--- begin Material ---

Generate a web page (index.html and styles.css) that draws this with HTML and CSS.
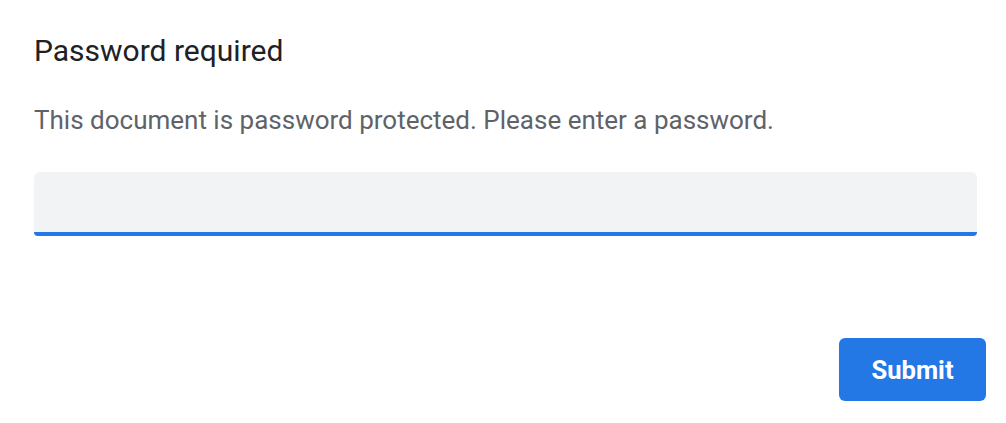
FILE: index.html
```html
<!DOCTYPE html>
<html>
<head>
<meta charset="utf-8">
<link rel="stylesheet" href="styles.css">
</head>
<body>
<div class="dialog">
  <div class="content">
    <h1 class="title">Password required</h1>
    <p class="message">This document is password protected. Please enter a password.</p>
    <div class="field"><input class="input" type="password" aria-label="Password"></div>
  </div>
  <div class="actions">
    <button class="submit">Submit</button>
  </div>
</div>
</body>
</html>
```
FILE: styles.css
```css
html, body {
  margin: 0;
  padding: 0;
  background: #ffffff;
}
body {
  font-family: Roboto, "Liberation Sans", sans-serif;
  width: 1006px;
  height: 423px;
  overflow: hidden;
}
.dialog {
  display: flex;
  flex-direction: column;
}
.content {
  padding: 0 29px 0 34px;
}
.title {
  margin: 0;
  padding-top: 33px;
  font-size: 30px;
  line-height: 36px;
  font-weight: 400;
  color: #202124;
}
.message {
  margin: 0;
  padding-top: 36px;
  font-size: 26px;
  line-height: 30px;
  color: #5f6368;
}
.field {
  margin-top: 37px;
}
.input {
  display: block;
  box-sizing: border-box;
  width: 100%;
  height: 64px;
  border: none;
  border-bottom: 4px solid #2478e6;
  border-radius: 6px 6px 4px 4px;
  background: #f1f3f4;
  outline: none;
  padding: 0 16px;
  font-size: 26px;
}
.actions {
  display: flex;
  justify-content: flex-end;
  padding: 102px 20px 0 0;
}
.submit {
  width: 147px;
  height: 63px;
  border: none;
  border-radius: 6px;
  background: #2478e6;
  color: #ffffff;
  font-family: Roboto, "Liberation Sans", sans-serif;
  font-size: 25.6px;
  font-weight: 700;
  padding: 0;
}
```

--- end Material ---

Leave out the pictures and restate everything else word for word.

Generate a web page (index.html and styles.css) that draws this with HTML and CSS.
FILE: index.html
```html
<!DOCTYPE html>
<html>
<head>
<meta charset="utf-8">
<link rel="stylesheet" href="styles.css">
</head>
<body>
<div class="dialog">
  <div class="content">
    <h1 class="title">Password required</h1>
    <p class="message">This document is password protected. Please enter a password.</p>
    <div class="field"><input class="input" type="password" aria-label="Password"></div>
  </div>
  <div class="actions">
    <button class="submit">Submit</button>
  </div>
</div>
</body>
</html>
```
FILE: styles.css
```css
html, body {
  margin: 0;
  padding: 0;
  background: #ffffff;
}
body {
  font-family: Roboto, "Liberation Sans", sans-serif;
  width: 1006px;
  height: 423px;
  overflow: hidden;
}
.dialog {
  display: flex;
  flex-direction: column;
}
.content {
  padding: 0 29px 0 34px;
}
.title {
  margin: 0;
  padding-top: 33px;
  font-size: 30px;
  line-height: 36px;
  font-weight: 400;
  color: #202124;
}
.message {
  margin: 0;
  padding-top: 36px;
  font-size: 26px;
  line-height: 30px;
  color: #5f6368;
}
.field {
  margin-top: 37px;
}
.input {
  display: block;
  box-sizing: border-box;
  width: 100%;
  height: 64px;
  border: none;
  border-bottom: 4px solid #2478e6;
  border-radius: 6px 6px 4px 4px;
  background: #f1f3f4;
  outline: none;
  padding: 0 16px;
  font-size: 26px;
}
.actions {
  display: flex;
  justify-content: flex-end;
  padding: 102px 20px 0 0;
}
.submit {
  width: 147px;
  height: 63px;
  border: none;
  border-radius: 6px;
  background: #2478e6;
  color: #ffffff;
  font-family: Roboto, "Liberation Sans", sans-serif;
  font-size: 25.6px;
  font-weight: 700;
  padding: 0;
}
```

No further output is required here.